Given information>
--- Begin ---
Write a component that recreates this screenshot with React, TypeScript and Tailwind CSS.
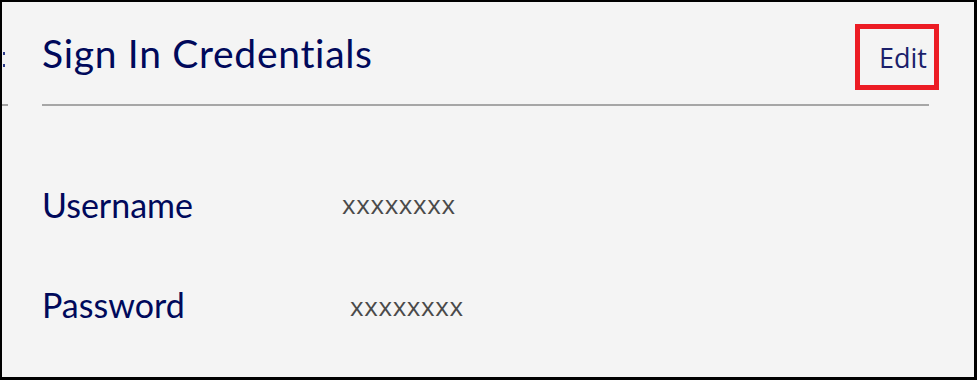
export default function App() {
  return (
    <div className="w-[979px] h-[380px] bg-white">
      <div className="relative w-[977px] h-[380px] border-t-2 border-l-2 border-r-[3px] border-b-[3px] border-black bg-[#f4f4f4] overflow-hidden">
        {/* cut-off bits of the neighbouring panel */}
        <div className="absolute left-[1px] top-[50px] flex flex-col gap-[9px]">
          <div className="w-[2px] h-[3px] bg-[#2b3a8a]" />
          <div className="w-[2px] h-[3px] bg-[#2b3a8a]" />
        </div>
        <div className="absolute left-0 top-[102px] w-[6px] h-[2px] bg-[#a3a3a3]" />

        <div className="pl-[40px] pr-[45px] pt-[22px]">
          <div className="flex items-center justify-between h-[66px]">
            <h1 className="font-['Lato',sans-serif] text-[39px] leading-none tracking-[0.7px] text-[#00095b] -mt-[8px]">
              Sign In Credentials
            </h1>
            <button className="w-[84px] h-[66px] -mr-[10px] border-[5px] border-[#ec1c24] flex items-center justify-center font-['Open_Sans',sans-serif] text-[27px] leading-none text-[#1b1f6b] pl-[12px]">
              Edit
            </button>
          </div>
          <div className="mt-[14px] h-[2px] bg-[#a6a6a6]" />

          <div className="mt-[82px] flex items-baseline">
            <span className="w-[300px] font-['Lato',sans-serif] text-[34px] leading-none text-[#00095b]">
              Username
            </span>
            <span className="font-['Open_Sans',sans-serif] text-[26px] leading-none tracking-[0.6px] text-[#4a4a4a] -translate-y-[4px]">
              xxxxxxxx
            </span>
          </div>
          <div className="mt-[66px] flex items-baseline">
            <span className="w-[308px] font-['Lato',sans-serif] text-[34px] leading-none text-[#00095b]">
              Password
            </span>
            <span className="font-['Open_Sans',sans-serif] text-[26px] leading-none tracking-[0.6px] text-[#4a4a4a] -translate-y-[2px]">
              xxxxxxxx
            </span>
          </div>
        </div>
      </div>
    </div>
  );
}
--- End ---
Stated problem>
Repeat the listing above up to and including the line with "left-0 top-[102px] w-[6px]", starting from its first line. Drop any pictures.

The reply>
Write a component that recreates this screenshot with React, TypeScript and Tailwind CSS.
export default function App() {
  return (
    <div className="w-[979px] h-[380px] bg-white">
      <div className="relative w-[977px] h-[380px] border-t-2 border-l-2 border-r-[3px] border-b-[3px] border-black bg-[#f4f4f4] overflow-hidden">
        {/* cut-off bits of the neighbouring panel */}
        <div className="absolute left-[1px] top-[50px] flex flex-col gap-[9px]">
          <div className="w-[2px] h-[3px] bg-[#2b3a8a]" />
          <div className="w-[2px] h-[3px] bg-[#2b3a8a]" />
        </div>
        <div className="absolute left-0 top-[102px] w-[6px] h-[2px] bg-[#a3a3a3]" />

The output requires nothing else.